The invitation follows a visit this week by a delegation led by Michael Posner, the U.S. State Department's top human rights official, to Naypyitaw, the capital of Myanmar, also known as Burma. The U.S. team also included Deputy Assistant Secretary of Defense Vikram Singh and other U.S. military officials.
The talks on the Myanmar side were led by Deputy Minister for Defence Commodore Aung Thaw. Myanmar state media reported that the "two sides held talks on levels and operations of defence institutions of Myanmar and U.S. and exchanged views on future dialogue and bilateral cooperation."
U.S. officials in Bangkok and Washington declined to comment.
"If there is a decision to move forward with military-to-military operations with Burma, then we are going to be prepared to support that the best we can," the head of U.S. Pacific Command, Navy Admiral Samuel Locklear, told journalists in Bangkok on Tuesday.
HISTORIC U.S. TIES
The invitation is another illustration of the Obama administration's pivot this year from Iraq and Afghanistan to focus national security resources on the Asia-Pacific region.
Cobra Gold take places in Chon Buri, a province east of Bangkok where the United States built up a massive military presence during the Vietnam War. It began in 1980.
Last year, about 10,000 U.S. military personnel took part, along with about 3,400 Thais. Five other countries participated â— Indonesia, Japan, Malaysia, Singapore and South Korea.

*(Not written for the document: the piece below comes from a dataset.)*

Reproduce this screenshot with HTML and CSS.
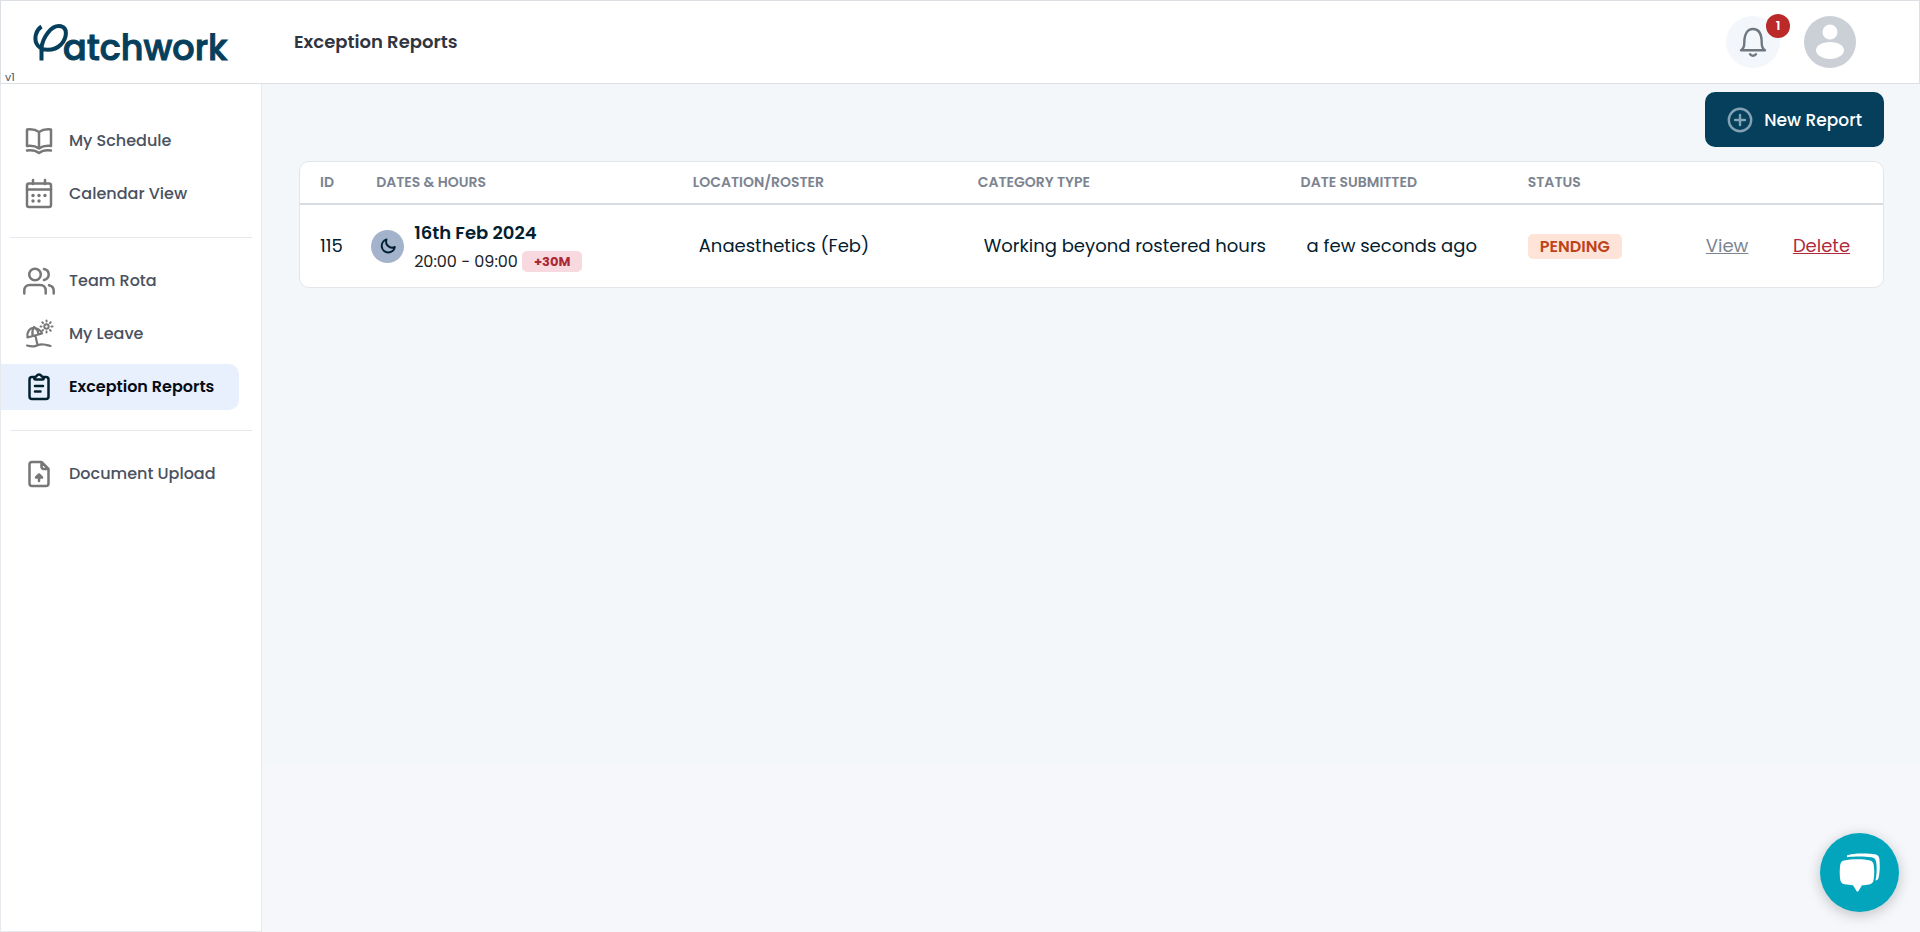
FILE: index.html
```html
<!DOCTYPE html>
<html lang="en">
<head>
<meta charset="utf-8">
<title>Exception Reports - Patchwork</title>
<meta name="viewport" content="width=device-width, initial-scale=1">
<link rel="stylesheet" href="styles.css">
</head>
<body>
<div class="app">
  <header class="topbar">
    <div class="brand">
      <a class="logo" href="#" aria-label="Patchwork">
        <svg class="logo-mark" viewBox="0 0 36 38" aria-hidden="true"><path d="M8.500 2.500C3 6 1 14 3.500 19.500c4 8.500 17.500 8 24.500 1C34 14 35 4 28 2.300 18 .3 9.500 14 8.500 24V36.500"/></svg>
        <span class="logo-text">atchwork</span>
      </a>
      <span class="version">v1</span>
    </div>
    <h1 class="page-title">Exception Reports</h1>
    <div class="account">
      <button class="bell" type="button" aria-label="Notifications">
        <svg class="bell-icon" viewBox="0 0 28 30" aria-hidden="true"><path d="M2 23.200h24c-2.200-1.200-3.300-3.500-3.300-7.500C22.700 7 19.500 2 14 2S5.300 7 5.300 15.700c0 4-1.100 6.300-3.300 7.500z"/><path d="M11 27.200c1.200 2 4.800 2 6 0"/></svg>
        <span class="count">1</span>
      </button>
      <button class="avatar" type="button" aria-label="Profile">
        <svg viewBox="0 0 52 52" aria-hidden="true"><circle cx="26" cy="26" r="26" fill="#cbd0d6"/><circle cx="26" cy="16" r="7.500" fill="#fff"/><path d="M12 34.500c0-5 6-8.500 14-8.500s14 3.500 14 8.500c0 4-6 8.500-14 8.500s-14-4.500-14-8.500z" fill="#fff"/></svg>
      </button>
    </div>
  </header>
  <div class="body">
    <nav class="sidebar" aria-label="Main">
      <ul class="nav-group">
        <li><a class="nav-item" href="#">
          <svg class="icon" viewBox="0 0 32 32" aria-hidden="true"><path d="M16 7c-3.500-2.500-8-3-12-2.500V21c4-.5 8.500 0 12 2.500C19.500 21 24 20.500 28 21V4.500C24 4 19.500 4.500 16 7zM16 7v16.500M4 25.500c4-.6 8.500-.2 12 2.500 3.500-2.700 8-3.100 12-2.500"/></svg>
          My Schedule</a></li>
        <li><a class="nav-item" href="#">
          <svg class="icon" viewBox="0 0 32 32" aria-hidden="true"><rect x="4" y="5.500" width="24" height="23.500" rx="2"/><path d="M4 11.500h24M10 2v4M22 2v4"/><g fill="currentColor" stroke="none"><circle cx="10" cy="17.500" r="1.700"/><circle cx="16" cy="17.500" r="1.700"/><circle cx="22" cy="17.500" r="1.700"/><circle cx="10" cy="23" r="1.700"/><circle cx="16" cy="23" r="1.700"/></g></svg>
          Calendar View</a></li>
      </ul>
      <hr class="divider">
      <ul class="nav-group">
        <li><a class="nav-item" href="#">
          <svg class="icon" viewBox="0 0 32 32" aria-hidden="true"><circle cx="12" cy="9.500" r="5.800"/><path d="M1.300 28.500v-3c0-3.300 2.400-5.500 5.500-5.500h10.400c3.100 0 5.500 2.200 5.500 5.500v3M21 4c2.900.7 4.700 2.900 4.700 5.500s-1.800 4.800-4.700 5.500M26 20.200c3 .7 4.700 2.600 4.700 5.300v3"/></svg>
          Team Rota</a></li>
        <li><a class="nav-item" href="#">
          <svg class="icon" viewBox="0 0 32 32" aria-hidden="true"><path d="M4.500 19.500c-.7-6.500 2.500-10 7-9.500 3.500.2 6 2.500 7.500 5.500zM9.500 18C9 14.500 9.500 11.500 11 9c2.500 1.500 4 4 4.500 7M12.500 18l2 9M4 27.500c3 .8 5 1.200 8 .6 4-.8 4-2.300 8.500-1.600 3 .4 4.500 1 7 1.500" stroke-width="2.200"/><circle cx="23.500" cy="8.500" r="2.200" stroke-width="2"/><path d="M23.500 2.500v1M23.500 13.500v1M17.500 8.500h1M28.500 8.500h1M19.300 4.300l.7.700M27 12l.7.700M27.700 4.300l-.7.700M20 12l-.7.700" stroke-width="2"/></svg>
          My Leave</a></li>
        <li><a class="nav-item active" href="#" aria-current="page">
          <svg class="icon" viewBox="0 0 32 32" aria-hidden="true"><path d="M12 6H9a2.500 2.500 0 0 0-2.500 2.500v17A2.500 2.500 0 0 0 9 28h14a2.500 2.500 0 0 0 2.500-2.500v-17A2.500 2.500 0 0 0 23 6h-3M12 15h8M12 20.500h5.500"/><path d="M12.500 8.500c-1 0-1.300-.4-1.200-1.200.3-1.600 1.200-1.300 2-2C13.800 4.800 14 3.500 16 3.500s2.200 1.300 2.700 1.800c.8.700 1.700.4 2 2 .1.800-.2 1.200-1.200 1.200z"/></svg>
          Exception Reports</a></li>
      </ul>
      <hr class="divider">
      <ul class="nav-group">
        <li><a class="nav-item" href="#">
          <svg class="icon" viewBox="0 0 32 32" aria-hidden="true"><path d="M18.500 4H9a2.500 2.500 0 0 0-2.500 2.500v19A2.500 2.500 0 0 0 9 28h14a2.500 2.500 0 0 0 2.500-2.500V11zM18.500 4v4.500A2.500 2.500 0 0 0 21 11h4.500M16 23v-5.500M13 19.500l3-3 3 3z"/></svg>
          Document Upload</a></li>
      </ul>
    </nav>
    <main class="content">
      <div class="actions">
        <button class="new-report" type="button">
          <svg class="plus" viewBox="0 0 26 26" aria-hidden="true"><circle cx="13" cy="13" r="11.200"/><path d="M13 8v10M8 13h10"/></svg>
          New Report
        </button>
      </div>
      <div class="card">
        <table class="reports">
          <colgroup><col class="c-id"><col class="c-dates"><col class="c-location"><col class="c-category"><col class="c-submitted"><col class="c-status"><col class="c-view"><col class="c-delete"></colgroup>
          <thead>
            <tr><th scope="col">ID</th><th scope="col">DATES &amp; HOURS</th><th scope="col">LOCATION/ROSTER</th><th scope="col">CATEGORY TYPE</th><th scope="col">DATE SUBMITTED</th><th scope="col">STATUS</th><td></td><td></td></tr>
          </thead>
          <tbody>
            <tr>
              <td>115</td>
              <td class="cell-dates">
                <div class="shift">
                  <span class="moon"><svg viewBox="0 0 16 16" aria-hidden="true"><path d="M6.500 1.500A6.600 6.600 0 1 0 14.800 9 6 6 0 0 1 6.500 1.500z"/></svg></span>
                  <div class="when">
                    <strong class="date">16th Feb 2024</strong>
                    <div class="hours">20:00 − 09:00 <span class="extra">+30M</span></div>
                  </div>
                </div>
              </td>
              <td class="inset">Anaesthetics (Feb)</td>
              <td class="inset">Working beyond rostered hours</td>
              <td class="inset">a few seconds ago</td>
              <td><span class="status">PENDING</span></td>
              <td><a class="view" href="#">View</a></td>
              <td><a class="delete" href="#">Delete</a></td>
            </tr>
          </tbody>
        </table>
      </div>
    </main>
  </div>
</div>
<button class="chat" type="button" aria-label="Open chat">
  <svg viewBox="0 0 42 40" aria-hidden="true"><path d="M8 2.500C12-.2 32 0 37 1.500c2 .7 3 2 3.300 4C41 12 41 19 39.500 25c-.4 1.500-1.500 2.200-3 2.500C38 20 38 13 37 8.500c-.5-2.500-2-3.800-4.500-4.200C25 3.300 15 3.500 8 4.200z"/><path d="M5 7.500c7-1.700 20-1.700 26 0 2 .6 3.200 1.800 3.600 4 .9 5.500.9 10 0 15.500-.4 2.500-2 4-4.600 4.500-2 .4-5 .6-7 .8L19.500 38c-.7 1-1.300 1-2 0L14 32.300c-3-.2-6-.5-8.500-1-2.500-.5-3.800-2-4.200-4.300-.8-5.500-.8-10 0-15.500.4-2.200 1.700-3.500 3.700-4z"/></svg>
</button>
</body>
</html>
```

FILE: styles.css
```css
* { box-sizing: border-box; }

body {
  margin: 0;
  background: #f5f7fb;
  color: #03202f;
  font-family: Poppins, Inter, "Open Sans", sans-serif;
  font-size: 18px;
  line-height: 24px;
}

button { padding: 0; border: 0; font: inherit; cursor: pointer; }
svg { display: block; fill: none; stroke-linecap: round; stroke-linejoin: round; }

.app { display: flex; flex-direction: column; min-height: 100vh; }

.topbar {
  display: flex;
  align-items: center;
  height: 84px;
  padding-right: 63px;
  background: #fff;
  border: 1px solid #dcdfe3;
}
.brand {
  display: flex;
  flex: none;
  flex-direction: column;
  justify-content: flex-end;
  width: 261px;
  height: 100%;
}
.logo {
  display: flex;
  align-items: flex-start;
  padding-left: 32px;
  color: #063f5c;
  text-decoration: none;
}
.logo-mark { width: 36px; height: 38px; margin-right: -6px; stroke: currentColor; stroke-width: 4; stroke-linecap: butt; }
.logo-text { font-size: 35px; font-weight: 500; line-height: 48px; -webkit-text-stroke: 1px currentColor; }
.version { padding-left: 4px; color: #4b5563; font-size: 11px; line-height: 11px; }
.page-title { margin: 0 auto 0 32px; color: #30353f; font-size: 18px; font-weight: 600; }

.account { display: flex; align-items: center; gap: 24px; }
.bell {
  position: relative;
  display: flex;
  align-items: center;
  justify-content: center;
  width: 54px;
  height: 52px;
  border-radius: 50%;
  background: #f3f6fa;
}
.bell-icon { width: 28px; height: 30px; stroke: #6f7781; stroke-width: 2.4; }
.count {
  position: absolute;
  top: -2px;
  right: -10px;
  width: 24px;
  height: 24px;
  border-radius: 50%;
  background: #bb2929;
  color: #fff;
  font-size: 13px;
  font-weight: 600;
  line-height: 24px;
}
.avatar { width: 52px; height: 52px; border-radius: 50%; background: none; }

.body { display: flex; flex: 1; }

.sidebar {
  flex: none;
  width: 262px;
  padding: 34px 9px 0 0;
  background: #fff;
  border: solid #e6e9ed;
  border-width: 0 1px 1px;
}
.nav-group { display: grid; gap: 7px; margin: 0; padding: 0; list-style: none; }
.nav-item {
  display: flex;
  align-items: center;
  gap: 14px;
  height: 46px;
  margin-right: 13px;
  padding-left: 22px;
  border-radius: 0 10px 10px 0;
  color: #4a5160;
  font-size: 16px;
  font-weight: 500;
  text-decoration: none;
}
.icon { flex: none; width: 32px; height: 32px; color: #777; stroke: currentColor; stroke-width: 2.5; }
.active { background: #e8f0fd; color: #060b14; font-weight: 600; }
.active .icon { color: #03202f; }
.divider { height: 1px; margin: 20px 0 20px 9px; border: 0; background: #e6e8eb; }

.content { flex: 1; min-width: 0; padding: 8px 36px 0 37px; background: linear-gradient(#f3f7fa 680px, #f5f7fb 680px); }
.actions { display: flex; justify-content: flex-end; margin-bottom: 14px; }
.new-report {
  display: flex;
  align-items: center;
  gap: 11px;
  height: 55px;
  padding: 1px 22px 0;
  border-radius: 10px;
  background: #053f5c;
  color: #fff;
  font-size: 17px;
  font-weight: 500;
}
.plus { width: 26px; height: 26px; stroke: #83a2b3; stroke-width: 2.4; }

.card { overflow: hidden; border: 1px solid #e2e6ea; border-radius: 10px; background: #fff; }
.reports { width: 100%; border-collapse: collapse; table-layout: fixed; }
.c-id { width: 3.8%; }
.c-dates { width: 20%; }
.c-location { width: 18%; }
.c-category { width: 20.4%; }
.c-submitted { width: 14.35%; }
.c-status { width: 11.25%; }
.c-view { width: 5.5%; }
.c-delete { width: 6.7%; }

.reports th, .reports td { padding: 0 0 0 16px; text-align: left; white-space: nowrap; }
.reports tr > :first-child { padding-left: 20px; }
.reports thead tr { height: 42px; border-bottom: 2px solid #dadde0; }
.reports thead th { padding-bottom: 2px; color: #7b8490; font-size: 14px; font-weight: 600; line-height: 20px; }
.reports tbody tr { height: 83px; }
.reports .inset { padding-left: 22px; }
.reports .cell-dates { padding-left: 11px; }

.shift { display: flex; align-items: center; gap: 10px; }
.moon {
  display: flex;
  align-items: center;
  justify-content: center;
  width: 33px;
  height: 33px;
  border-radius: 50%;
  background: #a3b3cc;
}
.moon svg { width: 16px; height: 16px; stroke: #03202f; stroke-width: 2; }
.when { padding-top: 3px; }
.date { display: block; font-weight: 600; line-height: 28px; }
.hours { display: flex; align-items: center; gap: 4px; color: #20242b; font-size: 16px; line-height: 30px; }
.extra {
  padding: 0 12px;
  border-radius: 5px;
  background: #f8d9df;
  color: #ab2a39;
  font-size: 13px;
  font-weight: 700;
  line-height: 21px;
}
.status {
  display: inline-block;
  padding: 0 12px;
  border-radius: 5px;
  background: #fde3d8;
  color: #bd4318;
  font-size: 16px;
  font-weight: 600;
  line-height: 25px;
}
.view { color: #7b8490; }
.delete { color: #b02a3c; }

.chat {
  position: fixed;
  right: 21px;
  bottom: 20px;
  display: flex;
  align-items: center;
  justify-content: center;
  width: 79px;
  height: 79px;
  border-radius: 50%;
  background: #03a5bd;
  box-shadow: 0 3px 14px rgba(0, 0, 0, .22);
}
.chat svg { width: 42px; height: 40px; fill: #fff; }
```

And nine countries sent observers, including China.
The U.S. military once had strong ties with the Tatmadaw, as Myanmar calls it military, a word that translates as "Royal Force" and recalls an age of Myanmar's warrior kings.
Even when it was a dictatorship, Myanmar sent more officers to the United States than any other country. More than 1,200 officers trained there between Myanmar's independence from Britain in 1948 and General Ne Win's military coup in 1962, according to Maung Aung Myoe, author of "Building the Tatmadaw: Myanmar Armed Forces since 1948."
Ne Win's coup ushered in nearly half a century of isolation and misrule, but the United States maintained military ties as a bulwark against the spread of communism from neighbouring China.
Some 255 Myanmar officers graduated from the United States from 1980 to 1988 under the International Military Education and Training programme, more than from any other country, said Maung Aung Myoe. The programme was halted, and U.S. sanctions were imposed, after the junta crushed the 1988 uprising and refused to honour the results of a general election won by Suu Kyi's party two years later.
AMERICAN REMAINS
Re-engagement began in earnest with U.S. Secretary of State Hillary Clinton's historic visit to Naypyitaw in November last year. Clinton said she spoke with President Thein Sein about recovering the remains of U.S. servicemen who died in Myanmar during World War II, noting that "the search for missing Americans once helped us repair relations with Vietnam."
During World War Two, nearly 1,000 Americans and 600 planes were lost over Myanmar due to bad weather and Japanese guns while flying from India to China. About 730 Americans remain unaccounted for, according to the U.S. Defense Department.
The Hawaii-based unit Joint POW/MIA Accounting Command (JPAC) ran three missions in Myanmar before its patron, former spy chief Khin Nyunt, was purged by ex-dictator Than Shwe in 2004. After Clinton's visit, the United States and Myanmar governments began talks about resuming the missions.
In August, a team of military intelligence officers from Myanmar visited JPAC to learn about remains recovery techniques and to discuss operations in Myanmar, said the U.S. Defense Department. JPAC's plans to resume missions in Myanmar remain "very tentative," its media chief Jamie Dobson told Reuters.
British efforts to re-engage with the Myanmar military have also begun. Retired general Sir Mike Jackson, one of the British Army's most prominent figures, met Myanmar's deputy commander-in-chief General Soe Win in Naypyitaw on September 21. They "frankly discussed promotion of ties" between the British and Myanmar militaries, reported the state-run Myanmar News Agency.